Is America Facing An Epistemic Crisis?

How would I know?
posted by Segundus at 5:54 AM on January 31, 2019 [11 favorites]


related FPPs above and below :P
posted by kliuless at 5:57 AM on January 31, 2019


The Latour article is great, as is the longer-form We Have Never Been Modern, which explores similar themes in more depth. Harootunian's History's Disquiet also gets into similar themes.

Chris Hayes (like Ezra Klein and Matt Yglesias, IMO) is part of the fucking problem he is trying to expound on.
posted by aspersioncast at 7:06 AM on January 31, 2019


title is from anotherpanacea's blogpost Ideology and Self-Sealing Arguments, quoting Walter Sinnott-Armstrong and Robert Fogelin: "Here self-sealing is achieved through an ad hominem fallacy. We might call this self-sealing *by going upstairs*, because the theorist is looking down on the critic."
posted by the man of twists and turns at 9:12 AM on January 31, 2019


We need to teach radical skepticism in elementary school, so that when someone trots it out in the real world to say "who knows anything anyhow?" people immediately remember that time, rather than imagining that this is a mature philosophical response to the limitations on the knowledge of truth by someone who will face consequences should the truth turn out to be inconveniently knowable.

Maybe even cstross's combat epistemologists for tougher cases...
posted by Wrinkled Stumpskin at 11:06 AM on January 31, 2019 [6 favorites]


radical skepticism

Descartes introduces the idea in his Meditations: “Surely whatever I had admitted until now as most true I received either from the senses or through the senses. However, I have noticed that the senses are sometimes deceptive; and it is a mark of prudence never to place our complete trust in those who have deceived us even once.”

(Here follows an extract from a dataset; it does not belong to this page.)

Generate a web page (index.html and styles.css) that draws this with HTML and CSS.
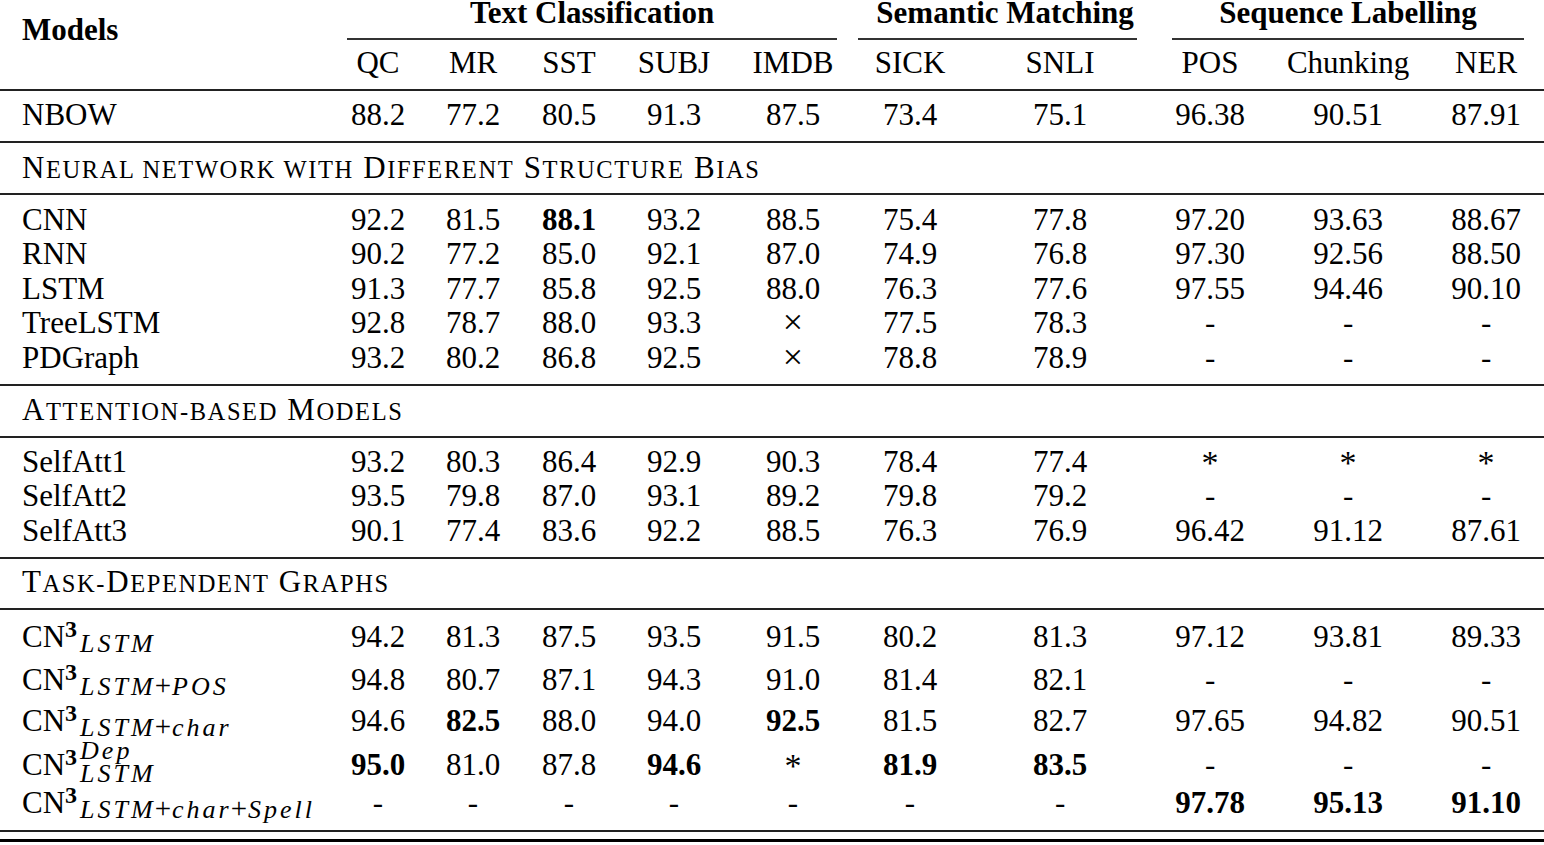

If Descartes were consistent, he would have had to go on to consider that, at some time, arguments that seemed to him to be valid turned out to have hidden flaws, and that ideas that seemed "clear and distinct" turned out to be problematic (unclear or indistinct, I suppose). Therefore, by analogy with the argument he makes for discarding knowledge from the senses, he'd have to discard philosophical reasoning as well, in his search for indubitably certain knowledge. This of course reduces the whole project of the Meditations to absurdity.
posted by thelonius at 11:26 AM on January 31, 2019 [3 favorites]


Nicely put. Here’s a thought that I am not sure about but here goes (just spitballin’): doubt is precisely what makes us human, and what makes humans wise (sometimes).

Extension: what makes dogs endearing is that their evident confusion looks like doubt.
posted by msalt at 12:13 AM on February 1, 2019


doubt is precisely what makes us human, and what makes humans wise (sometimes)

and so begins the dragon's path! :P
posted by kliuless at 1:23 PM on February 2, 2019 [1 favorite]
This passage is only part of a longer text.